:: Information supplied ::
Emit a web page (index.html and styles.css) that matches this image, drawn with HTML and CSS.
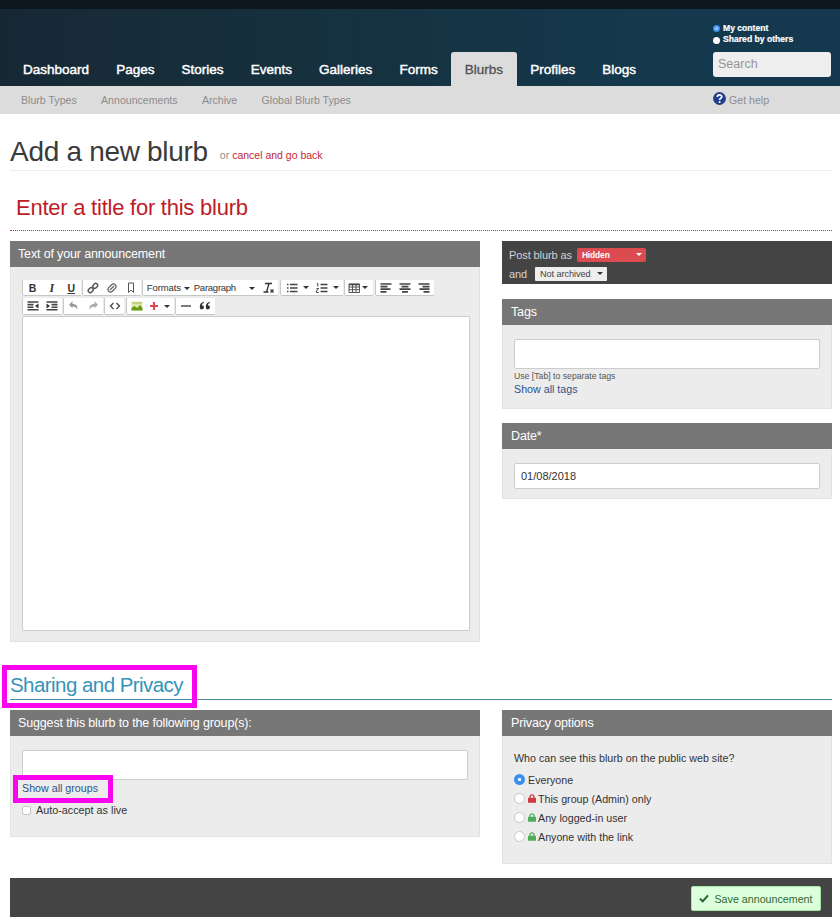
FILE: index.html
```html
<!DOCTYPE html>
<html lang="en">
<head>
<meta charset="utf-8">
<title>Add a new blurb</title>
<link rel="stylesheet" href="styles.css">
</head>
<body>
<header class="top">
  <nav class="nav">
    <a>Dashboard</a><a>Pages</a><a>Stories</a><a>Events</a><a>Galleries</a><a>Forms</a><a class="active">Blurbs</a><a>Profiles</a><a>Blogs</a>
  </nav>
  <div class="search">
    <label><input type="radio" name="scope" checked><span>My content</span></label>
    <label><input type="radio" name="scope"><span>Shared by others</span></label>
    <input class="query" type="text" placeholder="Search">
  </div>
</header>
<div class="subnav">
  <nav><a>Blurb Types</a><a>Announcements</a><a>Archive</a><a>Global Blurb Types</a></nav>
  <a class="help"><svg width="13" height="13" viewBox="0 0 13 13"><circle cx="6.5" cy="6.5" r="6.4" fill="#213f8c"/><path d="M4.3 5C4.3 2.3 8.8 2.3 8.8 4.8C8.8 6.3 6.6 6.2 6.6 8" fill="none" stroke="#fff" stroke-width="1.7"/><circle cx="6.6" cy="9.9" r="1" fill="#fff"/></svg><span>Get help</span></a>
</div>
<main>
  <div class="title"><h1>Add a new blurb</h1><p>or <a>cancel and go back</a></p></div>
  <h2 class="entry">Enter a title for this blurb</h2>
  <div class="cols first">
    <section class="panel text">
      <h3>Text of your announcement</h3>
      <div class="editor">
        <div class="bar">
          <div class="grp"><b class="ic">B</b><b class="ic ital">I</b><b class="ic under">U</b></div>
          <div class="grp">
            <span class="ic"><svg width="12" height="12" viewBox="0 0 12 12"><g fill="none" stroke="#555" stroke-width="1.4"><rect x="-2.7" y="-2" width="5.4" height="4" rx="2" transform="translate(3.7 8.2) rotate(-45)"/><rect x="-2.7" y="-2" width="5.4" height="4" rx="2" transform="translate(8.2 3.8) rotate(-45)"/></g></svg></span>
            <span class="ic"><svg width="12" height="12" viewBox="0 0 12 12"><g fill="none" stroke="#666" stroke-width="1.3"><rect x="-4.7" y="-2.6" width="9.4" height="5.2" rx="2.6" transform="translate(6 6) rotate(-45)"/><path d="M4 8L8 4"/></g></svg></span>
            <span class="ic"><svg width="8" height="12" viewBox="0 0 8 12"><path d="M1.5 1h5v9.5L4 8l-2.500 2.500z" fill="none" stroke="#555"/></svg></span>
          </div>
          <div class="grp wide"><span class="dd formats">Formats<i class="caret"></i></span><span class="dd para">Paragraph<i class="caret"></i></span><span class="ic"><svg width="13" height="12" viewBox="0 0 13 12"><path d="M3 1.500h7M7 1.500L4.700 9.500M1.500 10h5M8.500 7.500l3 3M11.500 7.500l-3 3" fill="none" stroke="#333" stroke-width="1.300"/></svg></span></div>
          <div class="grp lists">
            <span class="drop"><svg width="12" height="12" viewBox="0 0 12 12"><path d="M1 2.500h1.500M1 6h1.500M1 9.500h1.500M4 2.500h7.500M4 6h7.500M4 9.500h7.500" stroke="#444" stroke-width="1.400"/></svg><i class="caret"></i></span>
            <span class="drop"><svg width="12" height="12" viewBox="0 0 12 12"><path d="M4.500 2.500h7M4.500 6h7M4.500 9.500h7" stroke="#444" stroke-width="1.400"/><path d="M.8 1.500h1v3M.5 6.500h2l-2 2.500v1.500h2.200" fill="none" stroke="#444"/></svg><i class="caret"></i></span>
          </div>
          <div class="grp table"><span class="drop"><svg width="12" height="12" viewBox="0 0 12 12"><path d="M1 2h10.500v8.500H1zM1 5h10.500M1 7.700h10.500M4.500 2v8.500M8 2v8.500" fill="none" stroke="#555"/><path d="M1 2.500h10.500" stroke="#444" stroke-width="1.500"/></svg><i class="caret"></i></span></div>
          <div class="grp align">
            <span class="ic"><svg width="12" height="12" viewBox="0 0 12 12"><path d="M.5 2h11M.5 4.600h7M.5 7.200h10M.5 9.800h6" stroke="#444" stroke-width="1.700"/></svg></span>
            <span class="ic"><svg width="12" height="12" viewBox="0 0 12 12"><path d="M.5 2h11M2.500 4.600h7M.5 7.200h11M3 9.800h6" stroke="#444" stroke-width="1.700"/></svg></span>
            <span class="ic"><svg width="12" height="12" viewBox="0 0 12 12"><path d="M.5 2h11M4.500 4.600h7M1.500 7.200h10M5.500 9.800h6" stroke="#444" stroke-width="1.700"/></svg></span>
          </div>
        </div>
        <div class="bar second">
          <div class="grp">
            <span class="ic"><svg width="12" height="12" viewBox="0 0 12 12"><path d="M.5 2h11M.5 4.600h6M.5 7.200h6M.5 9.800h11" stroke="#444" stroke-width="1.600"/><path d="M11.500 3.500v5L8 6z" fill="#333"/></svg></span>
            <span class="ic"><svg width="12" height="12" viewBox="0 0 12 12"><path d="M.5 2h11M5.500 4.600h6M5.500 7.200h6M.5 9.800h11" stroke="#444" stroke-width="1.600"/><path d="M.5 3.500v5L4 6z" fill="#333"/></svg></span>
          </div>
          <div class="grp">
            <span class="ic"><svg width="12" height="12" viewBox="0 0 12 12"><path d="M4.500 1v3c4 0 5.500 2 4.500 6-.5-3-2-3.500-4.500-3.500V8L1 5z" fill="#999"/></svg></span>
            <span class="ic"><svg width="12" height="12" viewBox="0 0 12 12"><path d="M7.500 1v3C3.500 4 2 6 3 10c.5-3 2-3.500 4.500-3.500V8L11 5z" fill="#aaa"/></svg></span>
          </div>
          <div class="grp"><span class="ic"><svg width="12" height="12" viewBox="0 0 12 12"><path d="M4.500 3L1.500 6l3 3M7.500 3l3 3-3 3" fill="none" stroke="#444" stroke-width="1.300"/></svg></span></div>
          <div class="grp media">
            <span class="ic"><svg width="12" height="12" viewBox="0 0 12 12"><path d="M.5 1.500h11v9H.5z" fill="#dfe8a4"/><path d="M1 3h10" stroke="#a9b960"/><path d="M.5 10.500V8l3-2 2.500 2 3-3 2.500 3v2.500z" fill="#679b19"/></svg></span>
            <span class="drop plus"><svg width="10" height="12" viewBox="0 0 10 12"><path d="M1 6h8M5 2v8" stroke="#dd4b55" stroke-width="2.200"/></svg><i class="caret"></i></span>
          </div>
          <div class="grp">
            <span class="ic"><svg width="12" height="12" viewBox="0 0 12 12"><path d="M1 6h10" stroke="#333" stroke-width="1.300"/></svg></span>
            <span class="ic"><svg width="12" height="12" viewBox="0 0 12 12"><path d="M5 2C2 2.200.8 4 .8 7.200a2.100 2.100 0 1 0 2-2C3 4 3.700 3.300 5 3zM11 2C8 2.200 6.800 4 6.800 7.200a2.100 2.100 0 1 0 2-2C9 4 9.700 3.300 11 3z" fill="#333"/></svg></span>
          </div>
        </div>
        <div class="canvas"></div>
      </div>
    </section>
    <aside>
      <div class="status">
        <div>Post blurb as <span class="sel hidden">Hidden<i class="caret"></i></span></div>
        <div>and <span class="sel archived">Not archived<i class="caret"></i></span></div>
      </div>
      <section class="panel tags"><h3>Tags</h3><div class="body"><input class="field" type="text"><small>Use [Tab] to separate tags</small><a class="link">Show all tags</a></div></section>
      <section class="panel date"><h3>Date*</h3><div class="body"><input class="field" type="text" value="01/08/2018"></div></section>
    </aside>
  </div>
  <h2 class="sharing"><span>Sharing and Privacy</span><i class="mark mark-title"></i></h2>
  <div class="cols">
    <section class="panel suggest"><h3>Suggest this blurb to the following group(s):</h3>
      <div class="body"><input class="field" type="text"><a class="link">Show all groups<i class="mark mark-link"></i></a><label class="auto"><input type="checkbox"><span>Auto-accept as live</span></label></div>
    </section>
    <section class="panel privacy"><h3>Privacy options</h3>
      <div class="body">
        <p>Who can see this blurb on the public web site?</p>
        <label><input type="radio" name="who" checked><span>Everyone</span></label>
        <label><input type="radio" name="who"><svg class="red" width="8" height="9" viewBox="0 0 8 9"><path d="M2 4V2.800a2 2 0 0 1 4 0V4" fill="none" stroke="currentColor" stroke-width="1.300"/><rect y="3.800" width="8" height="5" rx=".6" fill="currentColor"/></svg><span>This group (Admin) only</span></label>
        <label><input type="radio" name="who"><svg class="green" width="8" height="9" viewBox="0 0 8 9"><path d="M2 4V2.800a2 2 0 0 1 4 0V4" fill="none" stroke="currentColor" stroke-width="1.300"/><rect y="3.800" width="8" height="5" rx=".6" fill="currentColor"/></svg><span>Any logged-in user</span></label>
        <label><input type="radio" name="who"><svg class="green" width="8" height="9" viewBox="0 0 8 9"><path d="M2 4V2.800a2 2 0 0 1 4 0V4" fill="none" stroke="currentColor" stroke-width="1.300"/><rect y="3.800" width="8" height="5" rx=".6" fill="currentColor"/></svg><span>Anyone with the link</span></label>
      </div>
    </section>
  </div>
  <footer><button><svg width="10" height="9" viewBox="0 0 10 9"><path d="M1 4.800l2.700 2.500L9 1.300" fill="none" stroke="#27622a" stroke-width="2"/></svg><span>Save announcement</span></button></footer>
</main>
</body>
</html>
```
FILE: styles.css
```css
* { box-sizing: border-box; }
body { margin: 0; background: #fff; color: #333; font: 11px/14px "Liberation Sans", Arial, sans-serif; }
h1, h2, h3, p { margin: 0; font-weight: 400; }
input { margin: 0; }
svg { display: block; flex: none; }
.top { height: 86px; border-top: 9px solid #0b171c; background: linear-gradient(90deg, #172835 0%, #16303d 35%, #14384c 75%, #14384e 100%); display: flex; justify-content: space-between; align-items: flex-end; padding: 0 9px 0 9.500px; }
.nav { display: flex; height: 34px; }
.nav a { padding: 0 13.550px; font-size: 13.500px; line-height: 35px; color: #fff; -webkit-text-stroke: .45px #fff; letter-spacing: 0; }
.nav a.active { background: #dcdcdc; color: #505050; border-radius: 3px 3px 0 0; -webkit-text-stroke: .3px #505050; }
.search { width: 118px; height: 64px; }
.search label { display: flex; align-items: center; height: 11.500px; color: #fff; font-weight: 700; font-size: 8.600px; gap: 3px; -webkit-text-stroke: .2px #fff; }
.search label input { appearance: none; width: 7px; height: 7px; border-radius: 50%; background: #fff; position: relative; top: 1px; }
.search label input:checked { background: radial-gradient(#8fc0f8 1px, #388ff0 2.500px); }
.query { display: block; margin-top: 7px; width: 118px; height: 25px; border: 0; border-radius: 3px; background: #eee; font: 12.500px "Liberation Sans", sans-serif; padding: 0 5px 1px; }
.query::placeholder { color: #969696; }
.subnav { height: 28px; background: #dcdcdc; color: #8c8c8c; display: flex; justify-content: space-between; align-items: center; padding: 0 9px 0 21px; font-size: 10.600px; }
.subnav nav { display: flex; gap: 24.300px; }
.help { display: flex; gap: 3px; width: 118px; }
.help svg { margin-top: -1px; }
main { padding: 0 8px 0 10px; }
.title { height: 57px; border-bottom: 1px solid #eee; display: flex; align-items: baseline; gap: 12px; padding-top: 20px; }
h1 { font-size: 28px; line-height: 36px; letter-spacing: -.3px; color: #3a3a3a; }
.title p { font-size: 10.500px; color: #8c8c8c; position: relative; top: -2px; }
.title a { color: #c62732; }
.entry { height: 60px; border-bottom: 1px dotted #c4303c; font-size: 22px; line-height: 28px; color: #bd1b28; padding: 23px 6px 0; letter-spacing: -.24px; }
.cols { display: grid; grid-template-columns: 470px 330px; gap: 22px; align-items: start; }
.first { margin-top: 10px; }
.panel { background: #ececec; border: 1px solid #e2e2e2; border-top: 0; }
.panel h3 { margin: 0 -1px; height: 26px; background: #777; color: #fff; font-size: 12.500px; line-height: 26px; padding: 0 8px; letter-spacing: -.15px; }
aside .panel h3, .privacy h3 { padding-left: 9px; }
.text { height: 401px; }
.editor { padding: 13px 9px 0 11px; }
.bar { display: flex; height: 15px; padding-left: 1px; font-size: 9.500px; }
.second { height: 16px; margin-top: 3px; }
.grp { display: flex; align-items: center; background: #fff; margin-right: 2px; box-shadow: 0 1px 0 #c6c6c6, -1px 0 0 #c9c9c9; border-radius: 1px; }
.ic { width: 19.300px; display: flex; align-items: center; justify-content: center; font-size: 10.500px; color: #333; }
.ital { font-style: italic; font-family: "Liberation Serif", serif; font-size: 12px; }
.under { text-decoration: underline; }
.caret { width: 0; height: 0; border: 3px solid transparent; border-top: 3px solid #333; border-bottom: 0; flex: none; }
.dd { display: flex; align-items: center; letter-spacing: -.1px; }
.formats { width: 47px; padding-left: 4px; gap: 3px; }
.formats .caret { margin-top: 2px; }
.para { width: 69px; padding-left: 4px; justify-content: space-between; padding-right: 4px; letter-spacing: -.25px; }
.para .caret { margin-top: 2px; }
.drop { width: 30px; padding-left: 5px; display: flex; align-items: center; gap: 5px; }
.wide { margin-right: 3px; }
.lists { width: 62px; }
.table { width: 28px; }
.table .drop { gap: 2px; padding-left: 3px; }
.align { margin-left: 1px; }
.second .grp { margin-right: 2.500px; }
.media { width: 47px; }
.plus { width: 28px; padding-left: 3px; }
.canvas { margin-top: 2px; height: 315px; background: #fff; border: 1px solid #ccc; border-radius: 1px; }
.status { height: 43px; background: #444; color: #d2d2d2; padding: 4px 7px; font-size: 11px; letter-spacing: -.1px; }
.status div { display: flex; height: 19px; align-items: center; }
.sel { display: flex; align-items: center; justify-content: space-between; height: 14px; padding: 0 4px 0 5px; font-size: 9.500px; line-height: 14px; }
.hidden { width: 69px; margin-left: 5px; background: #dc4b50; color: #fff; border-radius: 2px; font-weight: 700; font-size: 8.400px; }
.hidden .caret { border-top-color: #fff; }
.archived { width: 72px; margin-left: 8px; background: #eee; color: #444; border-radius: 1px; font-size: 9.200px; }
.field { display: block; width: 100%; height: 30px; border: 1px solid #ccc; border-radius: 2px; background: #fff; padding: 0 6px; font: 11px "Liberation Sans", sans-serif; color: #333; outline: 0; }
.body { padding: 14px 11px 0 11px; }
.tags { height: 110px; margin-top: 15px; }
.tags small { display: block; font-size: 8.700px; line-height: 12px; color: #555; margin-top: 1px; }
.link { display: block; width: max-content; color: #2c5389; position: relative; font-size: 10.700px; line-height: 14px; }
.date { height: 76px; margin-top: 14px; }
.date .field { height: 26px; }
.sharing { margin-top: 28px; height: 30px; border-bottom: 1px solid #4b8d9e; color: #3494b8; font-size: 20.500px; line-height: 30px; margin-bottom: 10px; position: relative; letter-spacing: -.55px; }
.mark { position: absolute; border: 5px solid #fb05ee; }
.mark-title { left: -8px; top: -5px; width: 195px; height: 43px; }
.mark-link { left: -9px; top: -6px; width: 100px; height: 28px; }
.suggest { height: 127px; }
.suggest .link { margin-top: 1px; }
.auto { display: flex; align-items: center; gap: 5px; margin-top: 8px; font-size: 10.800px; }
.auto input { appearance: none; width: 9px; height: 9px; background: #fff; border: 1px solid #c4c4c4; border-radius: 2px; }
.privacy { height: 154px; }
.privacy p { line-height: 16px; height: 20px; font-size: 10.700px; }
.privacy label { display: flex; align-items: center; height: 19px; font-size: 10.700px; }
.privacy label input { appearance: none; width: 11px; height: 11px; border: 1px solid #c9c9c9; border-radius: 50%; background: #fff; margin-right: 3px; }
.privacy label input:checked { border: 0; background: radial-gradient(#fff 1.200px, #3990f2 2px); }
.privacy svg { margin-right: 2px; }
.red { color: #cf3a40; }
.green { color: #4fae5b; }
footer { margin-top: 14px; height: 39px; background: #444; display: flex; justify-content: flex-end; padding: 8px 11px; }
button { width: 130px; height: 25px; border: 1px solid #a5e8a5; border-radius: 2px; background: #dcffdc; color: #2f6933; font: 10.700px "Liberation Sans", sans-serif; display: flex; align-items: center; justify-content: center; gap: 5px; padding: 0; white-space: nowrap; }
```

:: To do ::
Pull out all lines from the listing that contain the string "styles".

:: Complete output ::
Emit a web page (index.html and styles.css) that matches this image, drawn with HTML and CSS.
<link rel="stylesheet" href="styles.css">
FILE: styles.css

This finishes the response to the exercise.